__WHAT YOU NEED TO DO__
Copy out lines with the word "styles" from the material that follows.

__DATASET__
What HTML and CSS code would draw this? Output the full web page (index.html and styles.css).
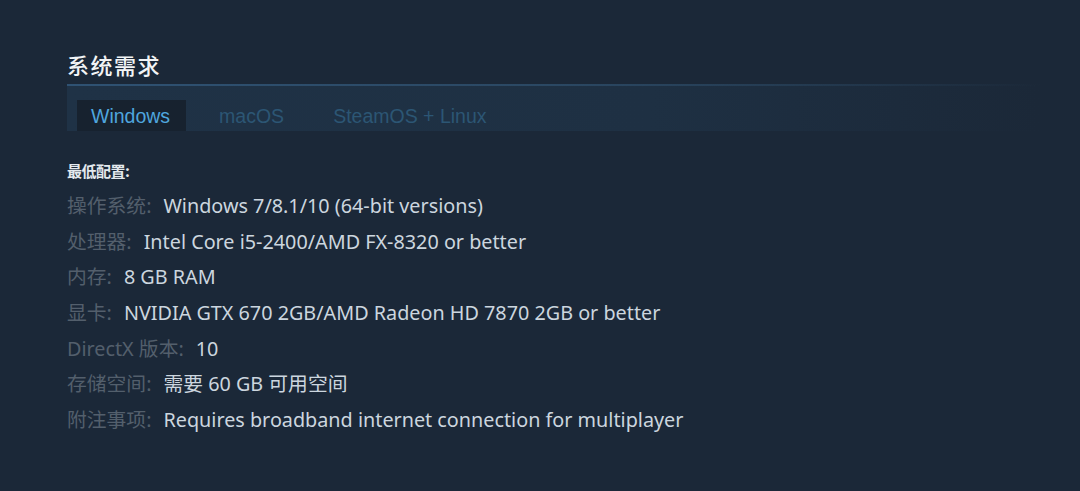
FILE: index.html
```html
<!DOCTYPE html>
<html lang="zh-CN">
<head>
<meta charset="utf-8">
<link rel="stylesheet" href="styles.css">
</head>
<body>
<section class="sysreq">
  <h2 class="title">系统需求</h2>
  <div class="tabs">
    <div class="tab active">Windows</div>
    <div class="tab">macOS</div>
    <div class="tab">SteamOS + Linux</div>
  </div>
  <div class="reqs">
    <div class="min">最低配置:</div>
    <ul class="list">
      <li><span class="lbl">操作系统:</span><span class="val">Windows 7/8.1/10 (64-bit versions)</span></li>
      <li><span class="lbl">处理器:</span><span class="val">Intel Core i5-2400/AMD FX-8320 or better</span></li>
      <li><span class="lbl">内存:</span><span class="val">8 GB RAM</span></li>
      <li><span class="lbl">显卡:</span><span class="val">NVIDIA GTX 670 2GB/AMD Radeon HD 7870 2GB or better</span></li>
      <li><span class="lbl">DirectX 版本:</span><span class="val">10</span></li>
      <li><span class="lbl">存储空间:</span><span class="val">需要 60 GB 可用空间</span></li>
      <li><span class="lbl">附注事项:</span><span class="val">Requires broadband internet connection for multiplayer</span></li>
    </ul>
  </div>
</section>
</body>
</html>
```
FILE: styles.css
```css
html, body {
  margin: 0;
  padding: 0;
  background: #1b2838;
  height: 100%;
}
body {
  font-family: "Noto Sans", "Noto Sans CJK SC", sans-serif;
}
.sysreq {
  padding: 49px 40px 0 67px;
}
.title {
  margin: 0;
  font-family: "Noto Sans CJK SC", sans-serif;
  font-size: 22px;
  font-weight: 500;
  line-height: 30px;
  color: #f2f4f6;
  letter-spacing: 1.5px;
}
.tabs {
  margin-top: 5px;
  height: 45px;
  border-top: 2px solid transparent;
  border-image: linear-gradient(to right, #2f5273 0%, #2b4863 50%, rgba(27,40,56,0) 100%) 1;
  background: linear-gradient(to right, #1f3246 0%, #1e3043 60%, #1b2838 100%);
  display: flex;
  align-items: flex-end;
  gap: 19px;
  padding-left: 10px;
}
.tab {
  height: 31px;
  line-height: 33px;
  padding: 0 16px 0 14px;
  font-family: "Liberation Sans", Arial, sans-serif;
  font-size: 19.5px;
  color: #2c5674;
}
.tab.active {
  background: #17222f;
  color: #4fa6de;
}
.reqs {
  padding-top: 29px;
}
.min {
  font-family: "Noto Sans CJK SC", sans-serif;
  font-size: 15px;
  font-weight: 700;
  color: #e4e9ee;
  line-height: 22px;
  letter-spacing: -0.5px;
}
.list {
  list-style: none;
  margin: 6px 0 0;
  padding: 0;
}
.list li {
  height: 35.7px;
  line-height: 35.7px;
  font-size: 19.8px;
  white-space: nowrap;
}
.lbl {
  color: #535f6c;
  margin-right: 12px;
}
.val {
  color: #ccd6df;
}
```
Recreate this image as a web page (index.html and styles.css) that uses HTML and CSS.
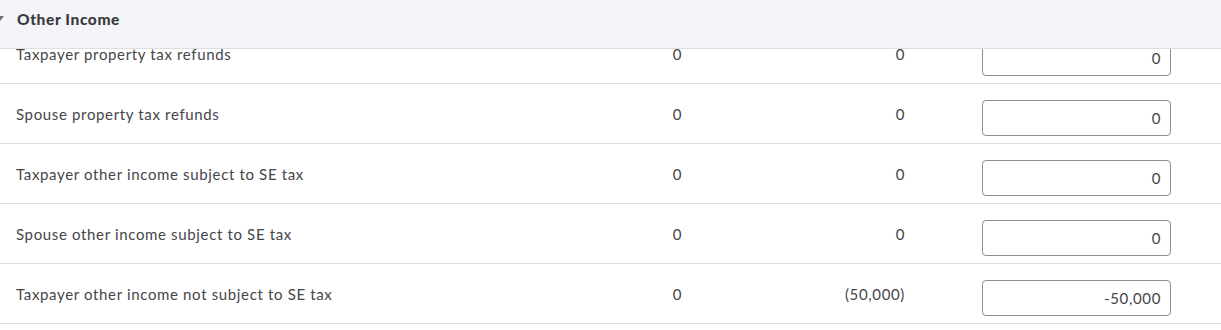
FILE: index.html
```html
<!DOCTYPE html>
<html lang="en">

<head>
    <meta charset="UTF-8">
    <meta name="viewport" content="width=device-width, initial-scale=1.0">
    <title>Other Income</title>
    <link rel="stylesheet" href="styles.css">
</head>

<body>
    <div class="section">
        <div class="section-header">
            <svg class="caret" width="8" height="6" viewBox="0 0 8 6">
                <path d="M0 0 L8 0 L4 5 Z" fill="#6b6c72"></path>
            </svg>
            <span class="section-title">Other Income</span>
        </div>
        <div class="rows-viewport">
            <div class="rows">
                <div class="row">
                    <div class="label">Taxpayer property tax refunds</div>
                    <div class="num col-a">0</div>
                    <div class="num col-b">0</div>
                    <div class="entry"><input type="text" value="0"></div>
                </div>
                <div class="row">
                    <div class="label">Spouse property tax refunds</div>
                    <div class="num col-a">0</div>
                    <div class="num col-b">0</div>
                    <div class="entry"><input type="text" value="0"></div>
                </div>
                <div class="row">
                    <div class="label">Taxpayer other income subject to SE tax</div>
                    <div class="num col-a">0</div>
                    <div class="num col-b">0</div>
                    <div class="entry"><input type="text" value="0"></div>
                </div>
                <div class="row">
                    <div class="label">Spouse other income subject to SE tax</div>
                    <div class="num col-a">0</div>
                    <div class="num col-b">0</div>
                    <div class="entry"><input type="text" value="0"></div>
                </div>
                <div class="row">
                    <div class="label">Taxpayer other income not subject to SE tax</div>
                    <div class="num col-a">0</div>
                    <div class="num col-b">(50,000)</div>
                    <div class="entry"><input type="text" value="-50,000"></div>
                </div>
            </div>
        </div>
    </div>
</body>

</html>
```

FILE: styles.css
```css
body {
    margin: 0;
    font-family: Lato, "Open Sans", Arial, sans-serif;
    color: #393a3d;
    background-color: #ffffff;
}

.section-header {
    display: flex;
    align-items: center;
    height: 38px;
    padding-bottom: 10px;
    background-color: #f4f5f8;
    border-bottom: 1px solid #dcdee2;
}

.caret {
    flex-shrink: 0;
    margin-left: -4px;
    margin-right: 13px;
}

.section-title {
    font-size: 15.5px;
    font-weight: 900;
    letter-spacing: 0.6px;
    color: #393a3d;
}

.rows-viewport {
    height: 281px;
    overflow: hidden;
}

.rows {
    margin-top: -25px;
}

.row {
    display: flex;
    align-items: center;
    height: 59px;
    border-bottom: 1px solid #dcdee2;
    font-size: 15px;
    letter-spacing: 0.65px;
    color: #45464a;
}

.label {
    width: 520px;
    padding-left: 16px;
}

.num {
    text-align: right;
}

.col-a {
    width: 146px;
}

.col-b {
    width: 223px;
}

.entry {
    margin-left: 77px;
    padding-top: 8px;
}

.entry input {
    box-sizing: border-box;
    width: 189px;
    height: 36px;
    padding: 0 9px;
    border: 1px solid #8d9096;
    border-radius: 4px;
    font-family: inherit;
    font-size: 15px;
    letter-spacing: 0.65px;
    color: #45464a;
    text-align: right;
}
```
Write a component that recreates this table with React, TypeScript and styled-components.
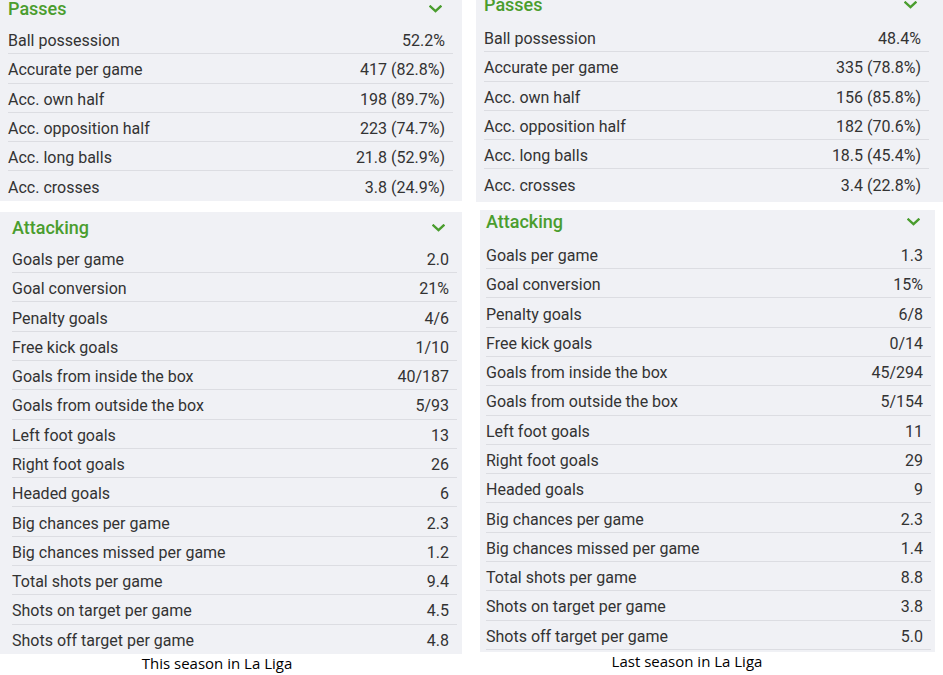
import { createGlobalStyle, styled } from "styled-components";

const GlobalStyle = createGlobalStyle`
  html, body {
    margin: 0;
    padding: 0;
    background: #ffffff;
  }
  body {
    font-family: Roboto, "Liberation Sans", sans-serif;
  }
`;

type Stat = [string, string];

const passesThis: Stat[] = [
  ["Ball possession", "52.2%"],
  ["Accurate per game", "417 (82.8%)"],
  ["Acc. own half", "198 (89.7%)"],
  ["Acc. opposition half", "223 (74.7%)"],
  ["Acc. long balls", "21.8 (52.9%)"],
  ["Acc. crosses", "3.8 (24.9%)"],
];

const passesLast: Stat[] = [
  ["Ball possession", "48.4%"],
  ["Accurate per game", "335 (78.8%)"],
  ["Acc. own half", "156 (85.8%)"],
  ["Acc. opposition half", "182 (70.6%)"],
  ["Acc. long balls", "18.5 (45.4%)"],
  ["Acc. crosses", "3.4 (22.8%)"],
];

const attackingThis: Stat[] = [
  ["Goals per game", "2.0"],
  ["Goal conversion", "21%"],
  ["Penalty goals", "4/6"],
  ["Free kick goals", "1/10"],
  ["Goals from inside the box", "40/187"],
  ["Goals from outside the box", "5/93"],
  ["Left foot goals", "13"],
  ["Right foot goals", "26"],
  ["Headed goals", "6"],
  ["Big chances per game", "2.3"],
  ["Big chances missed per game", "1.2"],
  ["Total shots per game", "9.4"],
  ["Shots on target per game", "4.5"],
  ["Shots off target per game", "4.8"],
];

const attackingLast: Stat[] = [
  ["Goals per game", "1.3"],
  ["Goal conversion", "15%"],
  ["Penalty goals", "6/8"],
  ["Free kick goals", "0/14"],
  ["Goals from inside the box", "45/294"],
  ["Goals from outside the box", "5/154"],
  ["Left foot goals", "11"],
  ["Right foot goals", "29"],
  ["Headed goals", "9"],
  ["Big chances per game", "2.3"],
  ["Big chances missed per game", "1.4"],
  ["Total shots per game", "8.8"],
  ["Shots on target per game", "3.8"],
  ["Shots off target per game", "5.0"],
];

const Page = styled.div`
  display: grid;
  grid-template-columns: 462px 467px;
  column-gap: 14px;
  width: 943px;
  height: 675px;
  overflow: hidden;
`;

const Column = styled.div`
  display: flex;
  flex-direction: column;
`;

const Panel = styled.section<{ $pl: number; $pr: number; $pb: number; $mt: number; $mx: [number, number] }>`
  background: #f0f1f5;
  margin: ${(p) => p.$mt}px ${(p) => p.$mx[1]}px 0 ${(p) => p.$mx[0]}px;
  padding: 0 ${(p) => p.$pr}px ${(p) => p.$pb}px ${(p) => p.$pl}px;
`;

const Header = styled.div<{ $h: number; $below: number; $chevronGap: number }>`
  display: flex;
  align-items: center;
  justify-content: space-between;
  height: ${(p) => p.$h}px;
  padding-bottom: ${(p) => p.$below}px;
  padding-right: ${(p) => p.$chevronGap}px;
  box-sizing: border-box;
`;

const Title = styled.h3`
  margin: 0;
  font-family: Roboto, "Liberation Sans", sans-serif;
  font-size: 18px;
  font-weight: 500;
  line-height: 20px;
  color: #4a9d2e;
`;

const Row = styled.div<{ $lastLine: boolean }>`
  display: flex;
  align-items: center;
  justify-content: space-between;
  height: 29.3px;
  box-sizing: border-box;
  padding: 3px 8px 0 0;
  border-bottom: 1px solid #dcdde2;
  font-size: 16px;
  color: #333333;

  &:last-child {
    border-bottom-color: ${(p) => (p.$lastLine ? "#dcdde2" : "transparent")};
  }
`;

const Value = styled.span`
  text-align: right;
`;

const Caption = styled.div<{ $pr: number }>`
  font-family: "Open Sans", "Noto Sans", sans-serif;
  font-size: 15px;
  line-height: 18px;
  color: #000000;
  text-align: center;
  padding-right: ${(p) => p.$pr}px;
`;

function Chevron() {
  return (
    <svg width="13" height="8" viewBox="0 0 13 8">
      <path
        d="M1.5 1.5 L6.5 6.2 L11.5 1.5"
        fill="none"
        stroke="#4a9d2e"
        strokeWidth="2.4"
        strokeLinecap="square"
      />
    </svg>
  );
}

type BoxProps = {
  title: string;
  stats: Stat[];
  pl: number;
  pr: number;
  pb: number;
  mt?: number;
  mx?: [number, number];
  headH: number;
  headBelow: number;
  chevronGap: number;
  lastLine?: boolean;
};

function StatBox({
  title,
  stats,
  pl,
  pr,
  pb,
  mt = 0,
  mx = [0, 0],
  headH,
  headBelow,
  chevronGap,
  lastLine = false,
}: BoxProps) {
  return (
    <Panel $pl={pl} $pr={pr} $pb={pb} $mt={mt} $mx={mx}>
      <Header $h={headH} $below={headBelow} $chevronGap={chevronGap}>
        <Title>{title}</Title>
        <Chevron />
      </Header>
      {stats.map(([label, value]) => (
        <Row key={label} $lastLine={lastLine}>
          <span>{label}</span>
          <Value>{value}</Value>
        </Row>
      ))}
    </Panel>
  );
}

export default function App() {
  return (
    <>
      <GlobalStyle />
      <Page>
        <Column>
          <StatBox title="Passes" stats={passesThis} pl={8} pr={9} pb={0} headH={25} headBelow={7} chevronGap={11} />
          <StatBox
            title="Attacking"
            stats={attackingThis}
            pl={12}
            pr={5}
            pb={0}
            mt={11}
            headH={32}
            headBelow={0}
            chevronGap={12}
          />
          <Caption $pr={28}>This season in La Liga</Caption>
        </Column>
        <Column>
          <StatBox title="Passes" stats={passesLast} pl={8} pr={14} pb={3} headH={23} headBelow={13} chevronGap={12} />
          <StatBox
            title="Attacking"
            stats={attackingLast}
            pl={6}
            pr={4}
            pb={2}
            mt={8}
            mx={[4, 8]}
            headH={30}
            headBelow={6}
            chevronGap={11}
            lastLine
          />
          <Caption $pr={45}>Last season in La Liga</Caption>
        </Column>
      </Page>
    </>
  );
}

__SOLUTION TO THIS TASK__
What HTML and CSS code would draw this? Output the full web page (index.html and styles.css).
<link rel="stylesheet" href="styles.css">
FILE: styles.css
Recreate this image as a web page (index.html and styles.css) that uses HTML and CSS.
    <link rel="stylesheet" href="styles.css">
FILE: styles.css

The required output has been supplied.